The cry grew louder for ships. The submarine was cutting down the world’s whole fleet by a third. In February the Germans sank the Tuscania, loaded with American soldiers, 324 and 159 of them were lost. Uncle Sam tightened his lips and added the Tuscania’s dead soldiers to the Lusitania’s men and women and children on the invoice against Germany. He tightened his belt, too, and cut down his food for Europe’s sake. He loosened his purse-strings and poured out gold and bonds and war-savings stamps, borrowing, lending, and spending with the desperation of a gambler determined to break the bank.
While Davidge was still in the hospital the German offensive broke. It succeeded beyond the scope of the blackest prophecy. It threw the fear of hell into the stoutest hearts. All over the country people were putting pins in maps, always putting them farther back. Everybody talked strategy, and geography became the most dreadful of topics.
On March 29th Pershing threw what American troops were abroad into the general stock, gave them to Haig and Foch to use as they would.
On the same day the mysterious giant cannon of the Germans sent a shell into Paris, striking a church and killing seventy-five worshipers. And it was on a Good Friday that the men of Gott sent this harbinger of good-will.
The Germans began to talk of the end of Great Britain, the erasure of France, and the reduction of America to her proper place.
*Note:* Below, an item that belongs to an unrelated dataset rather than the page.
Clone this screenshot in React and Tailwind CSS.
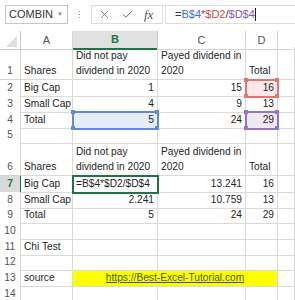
import { X, Check } from 'lucide-react';

// column layout: row header, A, B, C, D, E
const COLS = 'grid-cols-[21px_52px_85px_88px_32px_1fr]';

const rows = [
  { n: 1, h: 'h-[33px]', cells: ['Shares', ['Did not pay', 'dividend in 2020'], ['Payed dividend in', '2020'], 'Total', ''] },
  { n: 2, h: 'h-[16px]', cells: ['Big Cap', { v: '1', r: true }, { v: '15', r: true }, { v: '16', r: true, sel: 'red' }, ''] },
  { n: 3, h: 'h-[16px]', cells: ['Small Cap', { v: '4', r: true }, { v: '9', r: true }, { v: '13', r: true }, ''] },
  { n: 4, h: 'h-[15px]', cells: ['Total', { v: '5', r: true, sel: 'blue' }, { v: '24', r: true }, { v: '29', r: true, sel: 'purple' }, ''] },
  { n: 5, h: 'h-[16px]', cells: ['', '', '', '', ''] },
  { n: 6, h: 'h-[33px]', cells: ['Shares', ['Did not pay', 'dividend in 2020'], ['Payed dividend in', '2020'], 'Total', ''] },
  { n: 7, h: 'h-[16px]', active: true, cells: ['Big Cap', { v: 'edit', sel: 'green' }, { v: '13.241', r: true }, { v: '16', r: true }, ''] },
  { n: 8, h: 'h-[15px]', cells: ['Small Cap', { v: '2.241', r: true }, { v: '10.759', r: true }, { v: '13', r: true }, ''] },
  { n: 9, h: 'h-[16px]', cells: ['Total', { v: '5', r: true }, { v: '24', r: true }, { v: '29', r: true }, ''] },
  { n: 10, h: 'h-[16px]', cells: ['', '', '', '', ''] },
  { n: 11, h: 'h-[15px]', cells: ['Chi Test', '', '', '', ''] },
  { n: 12, h: 'h-[16px]', cells: ['', '', '', '', ''] },
  { n: 13, h: 'h-[16px]', link: true, cells: ['source'] },
  { n: 14, h: 'h-[16px]', cells: ['', '', '', '', ''] },
];

const selStyles = {
  blue: 'bg-[#e6edf9] outline outline-2 -outline-offset-1 outline-[#5b8bd9]',
  red: 'bg-[#fbe9e9] outline outline-2 -outline-offset-1 outline-[#e27474]',
  purple: 'bg-[#eee8f6] outline outline-2 -outline-offset-1 outline-[#9474c4]',
  green: 'outline outline-2 -outline-offset-1 outline-[#217346]',
};

const handleColor = {
  blue: 'bg-[#5b8bd9]',
  red: 'bg-[#e27474]',
  purple: 'bg-[#9474c4]',
};

function Handles({ color }) {
  const c = handleColor[color];
  if (!c) return null;
  return (
    <>
      <span className={`absolute -left-[2px] -top-[2px] w-[4px] h-[4px] ${c}`} />
      <span className={`absolute -right-[2px] -top-[2px] w-[4px] h-[4px] ${c}`} />
      <span className={`absolute -left-[2px] -bottom-[2px] w-[4px] h-[4px] ${c}`} />
      <span className={`absolute -right-[2px] -bottom-[2px] w-[4px] h-[4px] ${c}`} />
    </>
  );
}

function Cell({ c }) {
  const base = 'relative border-r border-b border-[#dadada] flex items-end px-[3px] leading-[15px] whitespace-nowrap';
  if (Array.isArray(c)) {
    return (
      <div className={base}>
        <div className="flex flex-col pb-[1px]">
          {c.map((l) => <span key={l}>{l}</span>)}
        </div>
      </div>
    );
  }
  if (c && typeof c === 'object') {
    if (c.v === 'edit') {
      return (
        <div className={`${base} ${selStyles.green} z-10`}>
          <span className="pb-[1px]">=B$4*$D2/$D$4</span>
        </div>
      );
    }
    return (
      <div className={`${base} ${c.r ? 'justify-end' : ''} ${c.sel ? selStyles[c.sel] + ' z-10' : ''}`}>
        <span className="pb-[1px]">{c.v}</span>
        {c.sel && <Handles color={c.sel} />}
      </div>
    );
  }
  return (
    <div className={base}>
      <span className="pb-[1px]">{c}</span>
    </div>
  );
}

function RowHeader({ n, active }) {
  return (
    <div
      className={`flex items-end justify-center leading-[15px] pb-[1px] border-b border-r ${
        active
          ? 'bg-[#dadada] text-[#217346] font-bold border-b-[#c6c6c6] border-r-[#217346]'
          : 'bg-white text-[#555] border-[#d4d4d4]'
      }`}
    >
      {n}
    </div>
  );
}

export default function App() {
  return (
    <div className="w-[295px] h-[300px] overflow-hidden bg-white text-[10.2px] text-[#1f1f1f] font-['Liberation_Sans',Arial,sans-serif]">
      {/* Formula bar */}
      <div className="flex items-center h-[31px] pl-[5px] pb-[2px]">
        <div className="w-[63px] h-[19px] border border-[#c6c6c6] flex items-center justify-between pl-[3px] pr-[4px] text-[11px] text-[#333]">
          <span>COMBIN</span>
          <span className="text-[6px] text-[#888]">▼</span>
        </div>
        <div className="w-[23px] flex flex-col items-center gap-[2px]">
          <span className="w-[1px] h-[1px] bg-[#999]" />
          <span className="w-[1px] h-[1px] bg-[#999]" />
          <span className="w-[1px] h-[1px] bg-[#999]" />
        </div>
        <div className="w-[72px] h-[19px] border border-[#dcdcdc] flex items-center gap-[10px] pl-[6px] text-[#666]">
          <X size={13} strokeWidth={1.4} />
          <Check size={13} strokeWidth={1.8} />
          <span className="italic text-[13px] text-[#555] font-['Liberation_Serif',serif] leading-none">fx</span>
        </div>
        <div className="flex-1 ml-[2px] h-[19px] border border-[#dcdcdc] border-r-0 flex items-center pl-[9px] text-[11px]">
          <span className="text-[#333]">=</span>
          <span className="text-[#3d6fcf]">B$4</span>
          <span className="text-[#c03030]">*</span>
          <span className="text-[#d94848]">$D2</span>
          <span className="text-[#333]">/</span>
          <span className="text-[#8359b8]">$D$4</span>
          <span className="w-[1px] h-[13px] bg-[#222]" />
        </div>
      </div>

      {/* Column headers */}
      <div className={`grid ${COLS} h-[16px] text-[#555] text-[11px]`}>
        <div className="relative border-r border-b border-[#c8c8c8] bg-white">
          <svg className="absolute right-[3px] bottom-[2px]" width="11" height="11" viewBox="0 0 11 11">
            <polygon points="11,0 11,11 0,11" fill="#dedede" />
          </svg>
        </div>
        <div className="flex items-center justify-center border-r border-b border-[#d4d4d4]">A</div>
        <div className="flex items-center justify-center bg-[#e1e1e1] border-r border-[#c8c8c8] border-b-2 border-b-[#217346] text-[#217346] font-bold">B</div>
        <div className="flex items-center justify-center border-r border-b border-[#d4d4d4]">C</div>
        <div className="flex items-center justify-center border-r border-b border-[#d4d4d4]">D</div>
        <div className="border-b border-[#d4d4d4]" />
      </div>

      {/* Sheet body */}
      {rows.map((row) => (
        <div key={row.n} className={`grid ${COLS} ${row.h}`}>
          <RowHeader n={row.n} active={row.active} />
          {row.link ? (
            <>
              <Cell c={row.cells[0]} />
              <div className="col-span-3 bg-[#ffff00] border-r border-b border-[#dadada] flex items-end justify-center leading-[15px]">
                <span className="underline text-[#3c5a3a] pb-[1px]">https://Best-Excel-Tutorial.com</span>
              </div>
              <Cell c="" />
            </>
          ) : (
            row.cells.map((c, i) => <Cell key={i} c={c} />)
          )}
        </div>
      ))}
    </div>
  );
}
Spring came to the dismal world again with a sardonic smile. In Washington the flower-duel was renewed between the Embassy terrace and the Louise Home. The irises made a drive and the forsythia sent up its barrage. The wistaria and the magnolia counterattacked. The Senator took off his wig again to give official sanction to summer and to rub his bewildered head the better.
The roving breezes fluttered tragic newspapers everywhere––in the parks, on the streets, on the scaffolds of the buildings, along the tented lanes, and in the barrack-rooms.
This wind was a love-zephyr as of old. But the world was frosted with a tremendous fear. What if old England fell? Empires did fall. Nineveh, Babylon, and before them Ur and Nippur, and, after, Persia and Alexander’s Greece and Rome. Germany was making the great try to renew Rome’s sway; her Emperor called himself the Cæsar. What if he should succeed?
Distraught by so many successes, the Germans grew frantic. They were diverted from one prize to another.